Given instruction: Return only these lines: the one that contains "Clone this screenshot in HTML and CSS." and every line after it through the end of the listing, exactly, without pictures.

Exercise data:
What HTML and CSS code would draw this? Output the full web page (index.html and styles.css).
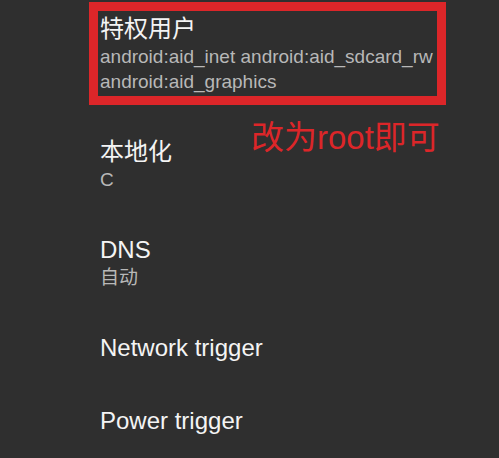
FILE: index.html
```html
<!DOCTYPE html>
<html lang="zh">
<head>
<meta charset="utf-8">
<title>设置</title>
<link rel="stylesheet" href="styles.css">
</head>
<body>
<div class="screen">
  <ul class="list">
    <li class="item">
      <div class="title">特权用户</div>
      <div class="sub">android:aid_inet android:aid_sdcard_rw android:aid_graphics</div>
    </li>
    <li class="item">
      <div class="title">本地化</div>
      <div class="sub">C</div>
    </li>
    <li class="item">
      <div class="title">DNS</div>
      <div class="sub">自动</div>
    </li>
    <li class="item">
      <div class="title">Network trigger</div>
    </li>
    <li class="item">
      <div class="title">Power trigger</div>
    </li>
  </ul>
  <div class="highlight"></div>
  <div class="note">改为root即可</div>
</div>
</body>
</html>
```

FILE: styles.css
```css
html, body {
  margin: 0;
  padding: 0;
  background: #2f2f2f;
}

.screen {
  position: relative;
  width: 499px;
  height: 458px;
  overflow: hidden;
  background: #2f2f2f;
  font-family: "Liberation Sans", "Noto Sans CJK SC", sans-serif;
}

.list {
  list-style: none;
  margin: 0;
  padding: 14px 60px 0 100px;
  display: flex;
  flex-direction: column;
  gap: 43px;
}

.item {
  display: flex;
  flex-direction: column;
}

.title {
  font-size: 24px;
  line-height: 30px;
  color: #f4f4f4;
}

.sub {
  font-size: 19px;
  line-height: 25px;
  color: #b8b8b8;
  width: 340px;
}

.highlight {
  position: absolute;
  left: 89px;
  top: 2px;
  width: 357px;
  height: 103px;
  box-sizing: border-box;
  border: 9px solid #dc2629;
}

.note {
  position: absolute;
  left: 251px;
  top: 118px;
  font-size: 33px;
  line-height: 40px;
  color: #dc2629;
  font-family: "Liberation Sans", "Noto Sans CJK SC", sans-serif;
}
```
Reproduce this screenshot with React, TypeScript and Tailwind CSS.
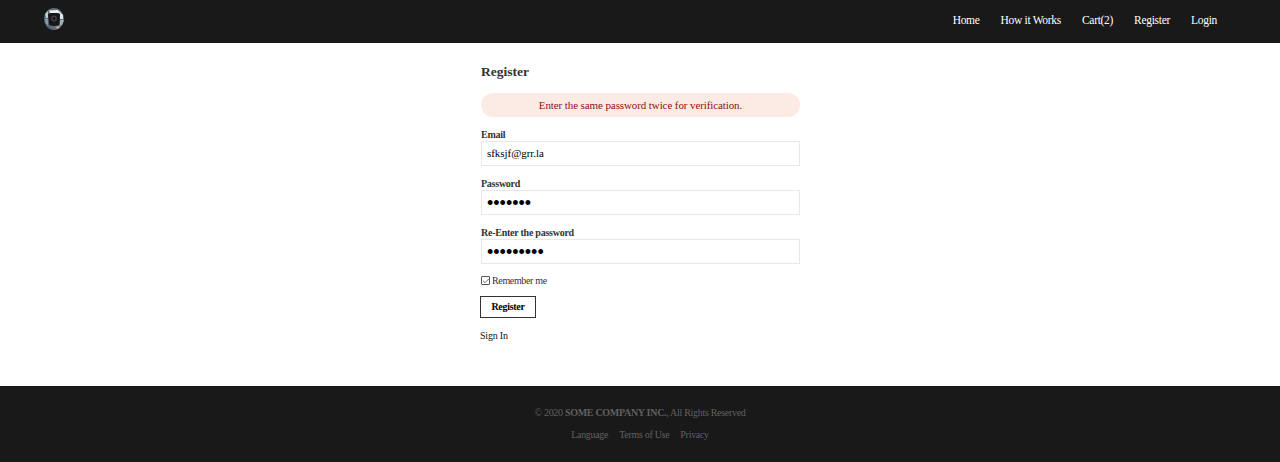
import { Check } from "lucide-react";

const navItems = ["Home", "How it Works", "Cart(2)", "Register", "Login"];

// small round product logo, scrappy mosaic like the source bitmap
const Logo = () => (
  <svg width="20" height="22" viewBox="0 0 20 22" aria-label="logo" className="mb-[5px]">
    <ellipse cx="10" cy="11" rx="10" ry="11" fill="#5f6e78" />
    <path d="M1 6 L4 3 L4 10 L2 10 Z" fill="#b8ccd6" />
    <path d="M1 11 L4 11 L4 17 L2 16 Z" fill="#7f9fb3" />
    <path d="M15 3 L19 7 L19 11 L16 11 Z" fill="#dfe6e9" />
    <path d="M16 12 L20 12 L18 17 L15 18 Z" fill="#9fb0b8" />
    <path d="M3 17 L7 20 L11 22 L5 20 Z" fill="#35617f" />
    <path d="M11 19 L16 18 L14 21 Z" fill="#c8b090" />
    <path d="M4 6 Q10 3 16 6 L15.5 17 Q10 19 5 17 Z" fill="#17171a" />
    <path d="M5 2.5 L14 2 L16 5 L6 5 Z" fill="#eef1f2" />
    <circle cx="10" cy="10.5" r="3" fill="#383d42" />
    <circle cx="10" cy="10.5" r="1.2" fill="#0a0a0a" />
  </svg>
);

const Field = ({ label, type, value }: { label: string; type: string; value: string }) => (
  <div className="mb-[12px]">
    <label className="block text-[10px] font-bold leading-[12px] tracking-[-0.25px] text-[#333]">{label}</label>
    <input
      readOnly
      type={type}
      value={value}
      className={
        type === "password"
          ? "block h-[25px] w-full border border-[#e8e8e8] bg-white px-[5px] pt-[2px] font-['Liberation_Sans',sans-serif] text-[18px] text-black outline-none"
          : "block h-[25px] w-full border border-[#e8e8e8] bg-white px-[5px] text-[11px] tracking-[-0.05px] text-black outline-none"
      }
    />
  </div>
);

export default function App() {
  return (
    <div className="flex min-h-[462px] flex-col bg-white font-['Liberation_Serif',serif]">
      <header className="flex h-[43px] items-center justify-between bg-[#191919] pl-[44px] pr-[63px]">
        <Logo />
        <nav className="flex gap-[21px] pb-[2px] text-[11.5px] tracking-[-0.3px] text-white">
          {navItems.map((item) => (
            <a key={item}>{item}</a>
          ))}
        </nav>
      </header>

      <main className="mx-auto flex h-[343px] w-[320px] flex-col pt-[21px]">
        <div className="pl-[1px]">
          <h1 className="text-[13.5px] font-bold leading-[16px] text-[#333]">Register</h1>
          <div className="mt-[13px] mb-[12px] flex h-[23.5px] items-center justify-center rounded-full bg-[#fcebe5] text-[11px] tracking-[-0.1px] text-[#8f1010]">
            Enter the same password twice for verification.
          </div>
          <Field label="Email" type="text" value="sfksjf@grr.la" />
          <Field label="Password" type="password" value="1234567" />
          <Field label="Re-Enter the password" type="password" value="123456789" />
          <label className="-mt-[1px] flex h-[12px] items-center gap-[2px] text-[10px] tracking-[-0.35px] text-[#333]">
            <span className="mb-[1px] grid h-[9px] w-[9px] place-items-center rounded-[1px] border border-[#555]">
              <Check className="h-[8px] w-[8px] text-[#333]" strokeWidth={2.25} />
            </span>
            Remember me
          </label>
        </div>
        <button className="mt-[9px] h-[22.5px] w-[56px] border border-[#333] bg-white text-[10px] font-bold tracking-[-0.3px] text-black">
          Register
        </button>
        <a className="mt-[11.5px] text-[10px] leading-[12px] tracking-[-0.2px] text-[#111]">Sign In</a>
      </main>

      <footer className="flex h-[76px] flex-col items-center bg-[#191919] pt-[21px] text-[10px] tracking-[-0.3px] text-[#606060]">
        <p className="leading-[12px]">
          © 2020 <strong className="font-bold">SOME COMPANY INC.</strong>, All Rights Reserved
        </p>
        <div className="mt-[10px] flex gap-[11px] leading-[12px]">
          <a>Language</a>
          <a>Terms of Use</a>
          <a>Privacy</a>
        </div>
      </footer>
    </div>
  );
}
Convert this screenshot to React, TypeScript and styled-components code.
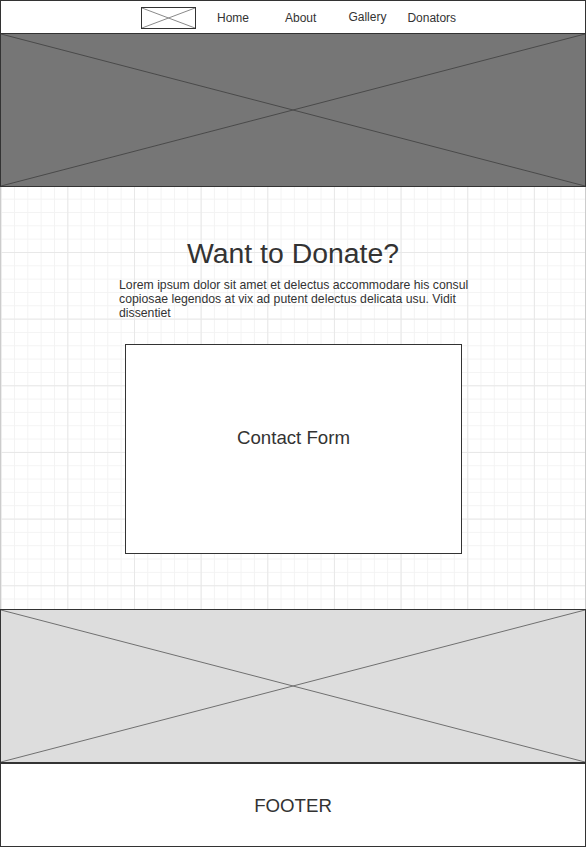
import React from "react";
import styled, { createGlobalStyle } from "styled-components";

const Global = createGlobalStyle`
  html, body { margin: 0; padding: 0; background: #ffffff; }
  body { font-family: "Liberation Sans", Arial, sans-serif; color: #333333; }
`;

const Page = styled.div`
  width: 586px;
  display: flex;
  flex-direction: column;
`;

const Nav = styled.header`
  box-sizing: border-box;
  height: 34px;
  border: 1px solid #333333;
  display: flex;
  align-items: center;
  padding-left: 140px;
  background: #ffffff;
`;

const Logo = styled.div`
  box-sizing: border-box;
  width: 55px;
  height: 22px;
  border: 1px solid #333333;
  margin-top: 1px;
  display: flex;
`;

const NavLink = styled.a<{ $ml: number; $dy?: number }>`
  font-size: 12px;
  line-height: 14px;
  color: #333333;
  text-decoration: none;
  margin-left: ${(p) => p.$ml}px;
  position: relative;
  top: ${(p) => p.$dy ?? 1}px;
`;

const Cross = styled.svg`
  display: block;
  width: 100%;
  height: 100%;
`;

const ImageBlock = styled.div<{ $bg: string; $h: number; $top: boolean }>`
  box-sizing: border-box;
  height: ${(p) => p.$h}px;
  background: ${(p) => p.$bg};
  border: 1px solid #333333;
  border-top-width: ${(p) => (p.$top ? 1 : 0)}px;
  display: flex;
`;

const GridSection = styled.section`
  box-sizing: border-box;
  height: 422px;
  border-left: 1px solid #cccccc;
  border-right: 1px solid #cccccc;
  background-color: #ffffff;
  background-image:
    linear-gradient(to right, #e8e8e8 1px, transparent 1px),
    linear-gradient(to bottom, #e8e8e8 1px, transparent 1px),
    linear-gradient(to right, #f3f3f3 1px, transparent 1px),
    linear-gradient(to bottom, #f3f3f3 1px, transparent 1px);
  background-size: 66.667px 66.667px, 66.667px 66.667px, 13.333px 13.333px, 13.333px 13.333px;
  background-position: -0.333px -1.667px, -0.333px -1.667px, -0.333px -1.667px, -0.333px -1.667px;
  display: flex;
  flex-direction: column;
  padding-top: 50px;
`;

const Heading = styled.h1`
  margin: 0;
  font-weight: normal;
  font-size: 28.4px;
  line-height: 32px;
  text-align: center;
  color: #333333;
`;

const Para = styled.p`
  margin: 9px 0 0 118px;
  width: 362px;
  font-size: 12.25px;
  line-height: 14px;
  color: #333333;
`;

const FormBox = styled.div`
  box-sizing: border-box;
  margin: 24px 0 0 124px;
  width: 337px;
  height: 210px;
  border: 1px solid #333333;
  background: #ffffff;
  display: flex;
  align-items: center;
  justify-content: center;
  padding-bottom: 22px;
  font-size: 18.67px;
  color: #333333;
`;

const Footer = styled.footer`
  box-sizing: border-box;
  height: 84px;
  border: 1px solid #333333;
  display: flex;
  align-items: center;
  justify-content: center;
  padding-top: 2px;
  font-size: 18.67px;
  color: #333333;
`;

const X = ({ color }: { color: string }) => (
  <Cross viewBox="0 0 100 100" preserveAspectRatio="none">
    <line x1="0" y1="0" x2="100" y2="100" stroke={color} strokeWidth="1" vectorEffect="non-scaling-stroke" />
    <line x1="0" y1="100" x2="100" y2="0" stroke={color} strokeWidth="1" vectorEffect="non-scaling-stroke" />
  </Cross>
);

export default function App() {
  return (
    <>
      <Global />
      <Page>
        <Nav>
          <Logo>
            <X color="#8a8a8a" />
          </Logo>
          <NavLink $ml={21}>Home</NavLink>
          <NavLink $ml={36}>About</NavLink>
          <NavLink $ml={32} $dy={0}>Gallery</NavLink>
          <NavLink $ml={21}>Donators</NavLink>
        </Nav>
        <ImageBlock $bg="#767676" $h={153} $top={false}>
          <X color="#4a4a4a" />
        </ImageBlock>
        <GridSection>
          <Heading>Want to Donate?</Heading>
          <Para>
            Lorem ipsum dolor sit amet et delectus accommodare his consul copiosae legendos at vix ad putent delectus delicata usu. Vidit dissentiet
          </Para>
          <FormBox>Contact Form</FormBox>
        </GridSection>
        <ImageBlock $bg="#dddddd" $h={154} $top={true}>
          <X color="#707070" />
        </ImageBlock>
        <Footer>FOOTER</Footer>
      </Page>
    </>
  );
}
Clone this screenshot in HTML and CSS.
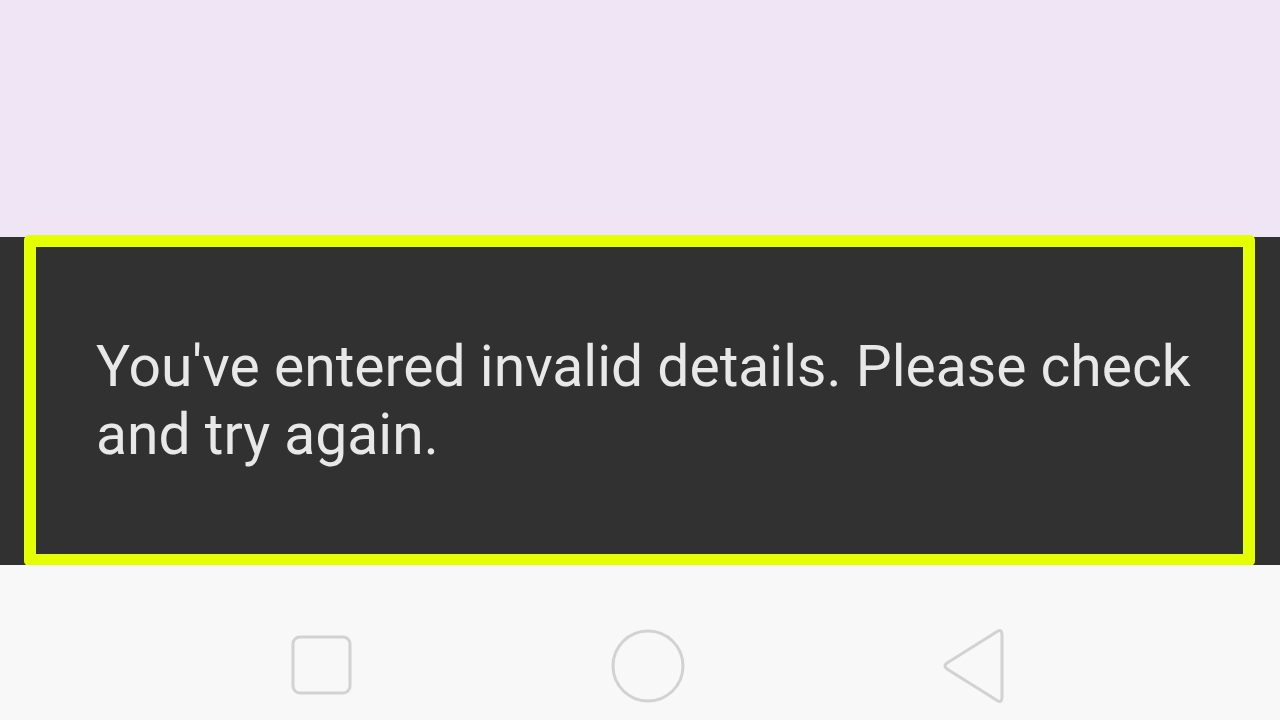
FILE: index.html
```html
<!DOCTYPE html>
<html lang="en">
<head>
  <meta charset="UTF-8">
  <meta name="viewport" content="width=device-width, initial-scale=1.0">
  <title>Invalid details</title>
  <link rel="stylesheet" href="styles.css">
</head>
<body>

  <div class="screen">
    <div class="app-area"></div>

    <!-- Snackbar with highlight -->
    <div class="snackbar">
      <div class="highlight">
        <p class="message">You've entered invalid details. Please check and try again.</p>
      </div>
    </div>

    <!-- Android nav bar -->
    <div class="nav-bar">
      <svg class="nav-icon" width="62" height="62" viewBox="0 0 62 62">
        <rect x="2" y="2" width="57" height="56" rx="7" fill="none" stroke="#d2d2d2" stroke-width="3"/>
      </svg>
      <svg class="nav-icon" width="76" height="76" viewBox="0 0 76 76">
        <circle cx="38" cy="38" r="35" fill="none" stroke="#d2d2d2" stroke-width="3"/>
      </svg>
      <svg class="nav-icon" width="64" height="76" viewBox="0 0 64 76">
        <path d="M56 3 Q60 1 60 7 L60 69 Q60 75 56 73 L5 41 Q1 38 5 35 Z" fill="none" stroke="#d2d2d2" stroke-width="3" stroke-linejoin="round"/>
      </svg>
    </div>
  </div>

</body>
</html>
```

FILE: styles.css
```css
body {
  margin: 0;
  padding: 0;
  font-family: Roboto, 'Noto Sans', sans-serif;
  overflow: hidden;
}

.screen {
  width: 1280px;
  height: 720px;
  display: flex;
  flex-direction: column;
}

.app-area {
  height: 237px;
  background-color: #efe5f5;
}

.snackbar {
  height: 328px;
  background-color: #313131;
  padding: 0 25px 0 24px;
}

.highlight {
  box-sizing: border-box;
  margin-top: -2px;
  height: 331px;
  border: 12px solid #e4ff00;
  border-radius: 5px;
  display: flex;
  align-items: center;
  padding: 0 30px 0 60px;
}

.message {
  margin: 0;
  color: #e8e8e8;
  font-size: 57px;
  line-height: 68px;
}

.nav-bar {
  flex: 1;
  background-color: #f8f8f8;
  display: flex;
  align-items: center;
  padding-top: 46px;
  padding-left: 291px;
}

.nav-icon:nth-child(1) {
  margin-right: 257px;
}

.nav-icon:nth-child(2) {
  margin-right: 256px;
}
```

Result for this exercise:
Clone this screenshot in HTML and CSS.
FILE: index.html
```html
<!DOCTYPE html>
<html lang="en">
<head>
  <meta charset="UTF-8">
  <meta name="viewport" content="width=device-width, initial-scale=1.0">
  <title>Invalid details</title>
  <link rel="stylesheet" href="styles.css">
</head>
<body>

  <div class="screen">
    <div class="app-area"></div>

    <!-- Snackbar with highlight -->
    <div class="snackbar">
      <div class="highlight">
        <p class="message">You've entered invalid details. Please check and try again.</p>
      </div>
    </div>

    <!-- Android nav bar -->
    <div class="nav-bar">
      <svg class="nav-icon" width="62" height="62" viewBox="0 0 62 62">
        <rect x="2" y="2" width="57" height="56" rx="7" fill="none" stroke="#d2d2d2" stroke-width="3"/>
      </svg>
      <svg class="nav-icon" width="76" height="76" viewBox="0 0 76 76">
        <circle cx="38" cy="38" r="35" fill="none" stroke="#d2d2d2" stroke-width="3"/>
      </svg>
      <svg class="nav-icon" width="64" height="76" viewBox="0 0 64 76">
        <path d="M56 3 Q60 1 60 7 L60 69 Q60 75 56 73 L5 41 Q1 38 5 35 Z" fill="none" stroke="#d2d2d2" stroke-width="3" stroke-linejoin="round"/>
      </svg>
    </div>
  </div>

</body>
</html>
```

FILE: styles.css
```css
body {
  margin: 0;
  padding: 0;
  font-family: Roboto, 'Noto Sans', sans-serif;
  overflow: hidden;
}

.screen {
  width: 1280px;
  height: 720px;
  display: flex;
  flex-direction: column;
}

.app-area {
  height: 237px;
  background-color: #efe5f5;
}

.snackbar {
  height: 328px;
  background-color: #313131;
  padding: 0 25px 0 24px;
}

.highlight {
  box-sizing: border-box;
  margin-top: -2px;
  height: 331px;
  border: 12px solid #e4ff00;
  border-radius: 5px;
  display: flex;
  align-items: center;
  padding: 0 30px 0 60px;
}

.message {
  margin: 0;
  color: #e8e8e8;
  font-size: 57px;
  line-height: 68px;
}

.nav-bar {
  flex: 1;
  background-color: #f8f8f8;
  display: flex;
  align-items: center;
  padding-top: 46px;
  padding-left: 291px;
}

.nav-icon:nth-child(1) {
  margin-right: 257px;
}

.nav-icon:nth-child(2) {
  margin-right: 256px;
}
```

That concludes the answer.